AIM: Go through the listing and set it down exactly, leaving out its pictures.

RECORDED DATA:
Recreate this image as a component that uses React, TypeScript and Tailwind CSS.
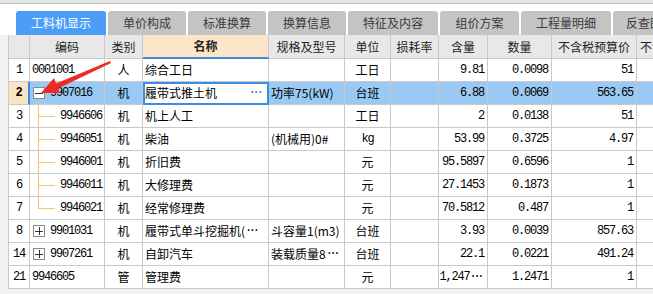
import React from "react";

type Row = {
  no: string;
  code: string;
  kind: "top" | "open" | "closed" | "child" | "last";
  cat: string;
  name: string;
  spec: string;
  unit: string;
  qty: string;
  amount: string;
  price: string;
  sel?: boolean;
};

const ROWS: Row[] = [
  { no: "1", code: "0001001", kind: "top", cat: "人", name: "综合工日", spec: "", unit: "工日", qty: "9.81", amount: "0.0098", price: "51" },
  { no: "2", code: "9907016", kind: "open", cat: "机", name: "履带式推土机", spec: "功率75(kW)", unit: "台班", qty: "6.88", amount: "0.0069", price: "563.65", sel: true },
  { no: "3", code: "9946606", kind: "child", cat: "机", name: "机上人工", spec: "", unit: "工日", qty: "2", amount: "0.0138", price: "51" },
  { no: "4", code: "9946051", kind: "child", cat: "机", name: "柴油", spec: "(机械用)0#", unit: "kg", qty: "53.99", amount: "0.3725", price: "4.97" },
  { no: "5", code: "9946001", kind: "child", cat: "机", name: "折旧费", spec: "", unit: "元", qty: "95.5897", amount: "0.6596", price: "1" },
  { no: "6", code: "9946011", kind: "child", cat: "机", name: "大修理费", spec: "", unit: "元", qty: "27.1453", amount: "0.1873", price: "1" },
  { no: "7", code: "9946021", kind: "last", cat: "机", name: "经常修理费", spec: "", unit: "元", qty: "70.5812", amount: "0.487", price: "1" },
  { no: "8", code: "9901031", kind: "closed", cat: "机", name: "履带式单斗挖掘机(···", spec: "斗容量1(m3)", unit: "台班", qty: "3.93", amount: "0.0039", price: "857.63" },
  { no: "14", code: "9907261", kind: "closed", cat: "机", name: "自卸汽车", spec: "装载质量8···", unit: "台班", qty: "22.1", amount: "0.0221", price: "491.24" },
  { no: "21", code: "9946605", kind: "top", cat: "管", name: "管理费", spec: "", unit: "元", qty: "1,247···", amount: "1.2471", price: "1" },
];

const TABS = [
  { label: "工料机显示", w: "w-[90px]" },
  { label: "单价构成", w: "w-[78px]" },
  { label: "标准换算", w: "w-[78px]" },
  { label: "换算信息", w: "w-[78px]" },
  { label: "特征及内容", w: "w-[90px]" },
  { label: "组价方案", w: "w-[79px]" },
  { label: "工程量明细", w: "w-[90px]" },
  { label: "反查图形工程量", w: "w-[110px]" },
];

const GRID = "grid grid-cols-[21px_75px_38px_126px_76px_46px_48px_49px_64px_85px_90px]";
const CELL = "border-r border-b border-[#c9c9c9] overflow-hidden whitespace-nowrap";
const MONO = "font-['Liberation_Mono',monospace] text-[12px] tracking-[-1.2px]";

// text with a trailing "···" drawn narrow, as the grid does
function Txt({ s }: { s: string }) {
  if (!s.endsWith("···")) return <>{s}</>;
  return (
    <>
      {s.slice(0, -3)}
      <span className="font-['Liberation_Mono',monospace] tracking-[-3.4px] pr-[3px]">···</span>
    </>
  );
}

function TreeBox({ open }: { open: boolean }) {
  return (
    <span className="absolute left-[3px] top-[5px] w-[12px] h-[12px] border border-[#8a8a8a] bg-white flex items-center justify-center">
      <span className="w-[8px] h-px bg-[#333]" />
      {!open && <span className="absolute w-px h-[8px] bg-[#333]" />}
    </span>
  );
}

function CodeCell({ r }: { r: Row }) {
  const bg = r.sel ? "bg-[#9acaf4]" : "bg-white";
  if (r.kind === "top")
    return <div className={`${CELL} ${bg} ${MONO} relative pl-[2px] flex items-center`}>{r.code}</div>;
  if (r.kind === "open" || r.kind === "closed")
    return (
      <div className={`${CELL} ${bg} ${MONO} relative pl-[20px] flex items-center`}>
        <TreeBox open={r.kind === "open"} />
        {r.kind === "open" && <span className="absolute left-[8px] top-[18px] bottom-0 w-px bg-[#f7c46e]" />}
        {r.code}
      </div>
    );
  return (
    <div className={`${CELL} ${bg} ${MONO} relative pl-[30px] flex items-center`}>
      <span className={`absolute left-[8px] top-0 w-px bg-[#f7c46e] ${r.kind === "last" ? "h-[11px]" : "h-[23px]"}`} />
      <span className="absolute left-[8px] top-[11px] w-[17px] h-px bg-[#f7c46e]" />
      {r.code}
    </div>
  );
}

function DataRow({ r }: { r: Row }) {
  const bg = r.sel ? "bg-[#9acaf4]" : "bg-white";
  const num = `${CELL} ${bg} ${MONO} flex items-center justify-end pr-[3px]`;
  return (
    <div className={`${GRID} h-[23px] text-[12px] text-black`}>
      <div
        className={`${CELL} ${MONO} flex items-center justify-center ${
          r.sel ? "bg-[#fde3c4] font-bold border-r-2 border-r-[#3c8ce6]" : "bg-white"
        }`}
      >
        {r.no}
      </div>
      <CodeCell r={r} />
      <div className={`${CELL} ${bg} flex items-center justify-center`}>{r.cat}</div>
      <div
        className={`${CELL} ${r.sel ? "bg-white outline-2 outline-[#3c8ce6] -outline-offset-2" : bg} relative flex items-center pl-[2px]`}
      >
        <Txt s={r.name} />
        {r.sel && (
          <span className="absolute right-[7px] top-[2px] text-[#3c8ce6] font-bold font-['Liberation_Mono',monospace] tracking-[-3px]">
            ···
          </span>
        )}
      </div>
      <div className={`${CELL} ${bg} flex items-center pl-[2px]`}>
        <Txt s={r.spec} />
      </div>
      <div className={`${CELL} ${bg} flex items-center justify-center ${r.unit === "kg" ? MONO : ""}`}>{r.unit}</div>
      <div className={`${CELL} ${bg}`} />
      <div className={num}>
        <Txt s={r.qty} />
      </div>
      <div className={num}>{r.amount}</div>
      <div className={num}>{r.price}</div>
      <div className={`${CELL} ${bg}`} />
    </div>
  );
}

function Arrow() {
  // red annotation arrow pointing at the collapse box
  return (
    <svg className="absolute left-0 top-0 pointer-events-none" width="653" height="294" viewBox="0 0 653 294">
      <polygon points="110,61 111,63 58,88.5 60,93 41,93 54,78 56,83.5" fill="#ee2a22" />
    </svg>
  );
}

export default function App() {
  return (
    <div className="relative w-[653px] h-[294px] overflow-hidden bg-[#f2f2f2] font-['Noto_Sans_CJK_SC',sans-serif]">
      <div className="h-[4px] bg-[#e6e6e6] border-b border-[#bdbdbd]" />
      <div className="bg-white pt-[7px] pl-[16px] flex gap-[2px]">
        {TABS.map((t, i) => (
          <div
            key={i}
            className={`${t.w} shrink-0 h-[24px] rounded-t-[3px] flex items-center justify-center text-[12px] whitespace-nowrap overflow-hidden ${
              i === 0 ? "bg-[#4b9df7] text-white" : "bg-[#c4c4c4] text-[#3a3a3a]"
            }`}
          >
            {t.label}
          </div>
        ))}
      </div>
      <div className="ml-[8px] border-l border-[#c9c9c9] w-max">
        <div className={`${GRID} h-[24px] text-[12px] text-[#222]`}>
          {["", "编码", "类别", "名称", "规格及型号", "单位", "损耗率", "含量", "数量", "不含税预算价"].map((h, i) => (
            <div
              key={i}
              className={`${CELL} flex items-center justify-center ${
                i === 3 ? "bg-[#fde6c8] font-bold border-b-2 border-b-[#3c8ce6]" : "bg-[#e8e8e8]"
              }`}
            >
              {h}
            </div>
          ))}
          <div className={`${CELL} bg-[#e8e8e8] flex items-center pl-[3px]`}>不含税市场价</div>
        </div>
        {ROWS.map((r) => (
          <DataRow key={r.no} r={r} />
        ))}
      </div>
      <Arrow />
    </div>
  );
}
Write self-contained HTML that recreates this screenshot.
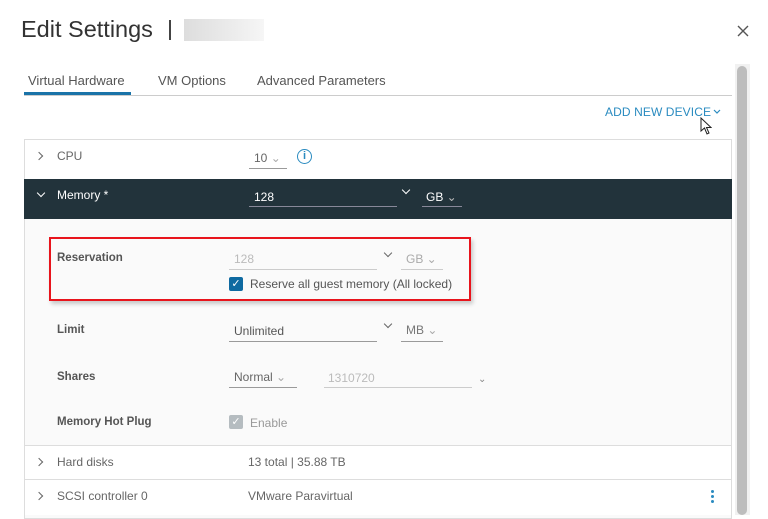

SOLVED PROBLEM:
Recreate this image as a component that uses React, TypeScript and Tailwind CSS.
import React from "react";

type Row = {
  no: string;
  code: string;
  kind: "top" | "open" | "closed" | "child" | "last";
  cat: string;
  name: string;
  spec: string;
  unit: string;
  qty: string;
  amount: string;
  price: string;
  sel?: boolean;
};

const ROWS: Row[] = [
  { no: "1", code: "0001001", kind: "top", cat: "人", name: "综合工日", spec: "", unit: "工日", qty: "9.81", amount: "0.0098", price: "51" },
  { no: "2", code: "9907016", kind: "open", cat: "机", name: "履带式推土机", spec: "功率75(kW)", unit: "台班", qty: "6.88", amount: "0.0069", price: "563.65", sel: true },
  { no: "3", code: "9946606", kind: "child", cat: "机", name: "机上人工", spec: "", unit: "工日", qty: "2", amount: "0.0138", price: "51" },
  { no: "4", code: "9946051", kind: "child", cat: "机", name: "柴油", spec: "(机械用)0#", unit: "kg", qty: "53.99", amount: "0.3725", price: "4.97" },
  { no: "5", code: "9946001", kind: "child", cat: "机", name: "折旧费", spec: "", unit: "元", qty: "95.5897", amount: "0.6596", price: "1" },
  { no: "6", code: "9946011", kind: "child", cat: "机", name: "大修理费", spec: "", unit: "元", qty: "27.1453", amount: "0.1873", price: "1" },
  { no: "7", code: "9946021", kind: "last", cat: "机", name: "经常修理费", spec: "", unit: "元", qty: "70.5812", amount: "0.487", price: "1" },
  { no: "8", code: "9901031", kind: "closed", cat: "机", name: "履带式单斗挖掘机(···", spec: "斗容量1(m3)", unit: "台班", qty: "3.93", amount: "0.0039", price: "857.63" },
  { no: "14", code: "9907261", kind: "closed", cat: "机", name: "自卸汽车", spec: "装载质量8···", unit: "台班", qty: "22.1", amount: "0.0221", price: "491.24" },
  { no: "21", code: "9946605", kind: "top", cat: "管", name: "管理费", spec: "", unit: "元", qty: "1,247···", amount: "1.2471", price: "1" },
];

const TABS = [
  { label: "工料机显示", w: "w-[90px]" },
  { label: "单价构成", w: "w-[78px]" },
  { label: "标准换算", w: "w-[78px]" },
  { label: "换算信息", w: "w-[78px]" },
  { label: "特征及内容", w: "w-[90px]" },
  { label: "组价方案", w: "w-[79px]" },
  { label: "工程量明细", w: "w-[90px]" },
  { label: "反查图形工程量", w: "w-[110px]" },
];

const GRID = "grid grid-cols-[21px_75px_38px_126px_76px_46px_48px_49px_64px_85px_90px]";
const CELL = "border-r border-b border-[#c9c9c9] overflow-hidden whitespace-nowrap";
const MONO = "font-['Liberation_Mono',monospace] text-[12px] tracking-[-1.2px]";

// text with a trailing "···" drawn narrow, as the grid does
function Txt({ s }: { s: string }) {
  if (!s.endsWith("···")) return <>{s}</>;
  return (
    <>
      {s.slice(0, -3)}
      <span className="font-['Liberation_Mono',monospace] tracking-[-3.4px] pr-[3px]">···</span>
    </>
  );
}

function TreeBox({ open }: { open: boolean }) {
  return (
    <span className="absolute left-[3px] top-[5px] w-[12px] h-[12px] border border-[#8a8a8a] bg-white flex items-center justify-center">
      <span className="w-[8px] h-px bg-[#333]" />
      {!open && <span className="absolute w-px h-[8px] bg-[#333]" />}
    </span>
  );
}

function CodeCell({ r }: { r: Row }) {
  const bg = r.sel ? "bg-[#9acaf4]" : "bg-white";
  if (r.kind === "top")
    return <div className={`${CELL} ${bg} ${MONO} relative pl-[2px] flex items-center`}>{r.code}</div>;
  if (r.kind === "open" || r.kind === "closed")
    return (
      <div className={`${CELL} ${bg} ${MONO} relative pl-[20px] flex items-center`}>
        <TreeBox open={r.kind === "open"} />
        {r.kind === "open" && <span className="absolute left-[8px] top-[18px] bottom-0 w-px bg-[#f7c46e]" />}
        {r.code}
      </div>
    );
  return (
    <div className={`${CELL} ${bg} ${MONO} relative pl-[30px] flex items-center`}>
      <span className={`absolute left-[8px] top-0 w-px bg-[#f7c46e] ${r.kind === "last" ? "h-[11px]" : "h-[23px]"}`} />
      <span className="absolute left-[8px] top-[11px] w-[17px] h-px bg-[#f7c46e]" />
      {r.code}
    </div>
  );
}

function DataRow({ r }: { r: Row }) {
  const bg = r.sel ? "bg-[#9acaf4]" : "bg-white";
  const num = `${CELL} ${bg} ${MONO} flex items-center justify-end pr-[3px]`;
  return (
    <div className={`${GRID} h-[23px] text-[12px] text-black`}>
      <div
        className={`${CELL} ${MONO} flex items-center justify-center ${
          r.sel ? "bg-[#fde3c4] font-bold border-r-2 border-r-[#3c8ce6]" : "bg-white"
        }`}
      >
        {r.no}
      </div>
      <CodeCell r={r} />
      <div className={`${CELL} ${bg} flex items-center justify-center`}>{r.cat}</div>
      <div
        className={`${CELL} ${r.sel ? "bg-white outline-2 outline-[#3c8ce6] -outline-offset-2" : bg} relative flex items-center pl-[2px]`}
      >
        <Txt s={r.name} />
        {r.sel && (
          <span className="absolute right-[7px] top-[2px] text-[#3c8ce6] font-bold font-['Liberation_Mono',monospace] tracking-[-3px]">
            ···
          </span>
        )}
      </div>
      <div className={`${CELL} ${bg} flex items-center pl-[2px]`}>
        <Txt s={r.spec} />
      </div>
      <div className={`${CELL} ${bg} flex items-center justify-center ${r.unit === "kg" ? MONO : ""}`}>{r.unit}</div>
      <div className={`${CELL} ${bg}`} />
      <div className={num}>
        <Txt s={r.qty} />
      </div>
      <div className={num}>{r.amount}</div>
      <div className={num}>{r.price}</div>
      <div className={`${CELL} ${bg}`} />
    </div>
  );
}

function Arrow() {
  // red annotation arrow pointing at the collapse box
  return (
    <svg className="absolute left-0 top-0 pointer-events-none" width="653" height="294" viewBox="0 0 653 294">
      <polygon points="110,61 111,63 58,88.5 60,93 41,93 54,78 56,83.5" fill="#ee2a22" />
    </svg>
  );
}

export default function App() {
  return (
    <div className="relative w-[653px] h-[294px] overflow-hidden bg-[#f2f2f2] font-['Noto_Sans_CJK_SC',sans-serif]">
      <div className="h-[4px] bg-[#e6e6e6] border-b border-[#bdbdbd]" />
      <div className="bg-white pt-[7px] pl-[16px] flex gap-[2px]">
        {TABS.map((t, i) => (
          <div
            key={i}
            className={`${t.w} shrink-0 h-[24px] rounded-t-[3px] flex items-center justify-center text-[12px] whitespace-nowrap overflow-hidden ${
              i === 0 ? "bg-[#4b9df7] text-white" : "bg-[#c4c4c4] text-[#3a3a3a]"
            }`}
          >
            {t.label}
          </div>
        ))}
      </div>
      <div className="ml-[8px] border-l border-[#c9c9c9] w-max">
        <div className={`${GRID} h-[24px] text-[12px] text-[#222]`}>
          {["", "编码", "类别", "名称", "规格及型号", "单位", "损耗率", "含量", "数量", "不含税预算价"].map((h, i) => (
            <div
              key={i}
              className={`${CELL} flex items-center justify-center ${
                i === 3 ? "bg-[#fde6c8] font-bold border-b-2 border-b-[#3c8ce6]" : "bg-[#e8e8e8]"
              }`}
            >
              {h}
            </div>
          ))}
          <div className={`${CELL} bg-[#e8e8e8] flex items-center pl-[3px]`}>不含税市场价</div>
        </div>
        {ROWS.map((r) => (
          <DataRow key={r.no} r={r} />
        ))}
      </div>
      <Arrow />
    </div>
  );
}
Write self-contained HTML that recreates this screenshot.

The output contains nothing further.